Frozen is loosely adapted from Hans Christian Andersen’s fairy tale The Snow Queen, a book I haven’t read. It follows the story of sisters Elsa (Menzel) and Anna (Bell). Elsa is gifted with the ability to create ice and snow. As little girls, Anna is completely fascinated with Elsa’s magic, and they share a deep love for each other. When a freak accident results in Elsa hurting Anna, their parents have no choice but to seclude Elsa from the rest of the castle, both for her own safety and the safety of others. As a result, Elsa grows up in fear of injuring others, despite being warned that fear will be her undoing. Many years later, on Elsa’s coronation day as Queen of Arrendelle, Anna meets Hans (Santino Fontana) and decides to marry him on a whim. Elsa refuses to give them her blessing and a verbal spat ensues, whereby Elsa’s powers are revealed and she freezes Arrendelle and dooms it to an eternal winter. How Anna tracks down her sister, meeting Kristoff (Jonathan Groff), his reindeer Sven, and the funny little snowman Olaf (Jonathan Gad) along the way, and how they understand and reconcile with each other forms the rest of the plot.

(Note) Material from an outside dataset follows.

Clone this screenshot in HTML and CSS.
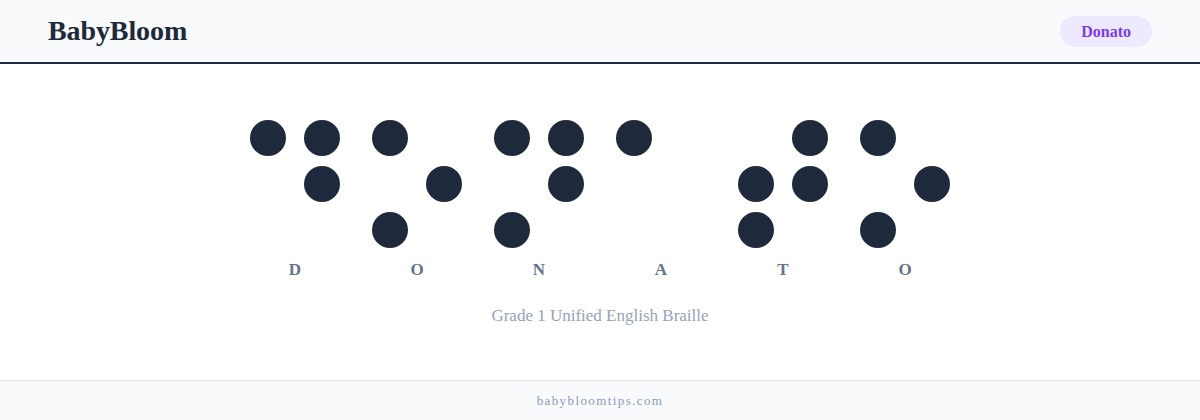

While the plot isn’t as rich and layered as something from the house of Pixar, it is to Disney’s credit that they take it in different and interesting directions. One aspect I particularly enjoyed was how Frozen debunks the notion of “one true love,” wherein a handsome, young Prince saves the Princess in need. This has formed the backbone of many of Disney’s own films, and for a while it looks like Anna and Hans’ love at first sight will take the traditional route, but it ends up differently than most people would expect, with a mildly surprising twist along the way. However, what I loved beyond anything else was how Frozen, for the most part, led me towards an all-too-familiar clichéd and predictable climax, before turning that notion completely on its head by giving me a wonderfully heartfelt scene of true love of the sisterly kind. The notion that true love is not only one that exists between lovers, i.e. the cliché, but also between siblings and in most other relationships in our life is one I can fully get behind.

I know I’ve already talked about the vocal talent in this film, but it is worth mentioning again because it is truly incredible. Whether it be Anna’s loneliness, Elsa’s distress, their love for each other, or Kristoff’s playful charm, the voice actors are successful in using their voices to depict their character’s every emotion. But the highlight of the film is without a doubt the Oscar nominated Let It Go. The song comes right after Elsa’s powers are revealed and she runs away to the North mountains. Elsa sings about the liberating feeling of not having to live in fear and isolation anymore. Idina Menzel nails every emotion in that song and sings it with a gusto that is riveting. The entire five minute sequence is one of the best I’ve seen in a film all year, animated or otherwise.

Despite professing my undue love for the film, I realize that Frozen isn’t for everyone. My sister wasn’t particularly fond of it while my mother enjoyed it. But films are always about the personal reactions they evoke in us. Something about the way Frozen was put together and the way it depicted love touched me, and I appreciated that. It is one of the films I’ve truly loved in a long time. I am not talking about enjoying a film’s craft like I did with Argo last year or even considering a film to be a cinematic masterpiece like A Separation, I am simply talking about falling in love with the emotions depicted in the film. Last time that happened was Neethaane En Ponvasantham from last year. Frozen is going to become a staple of my home cinematic viewing for a long time to come.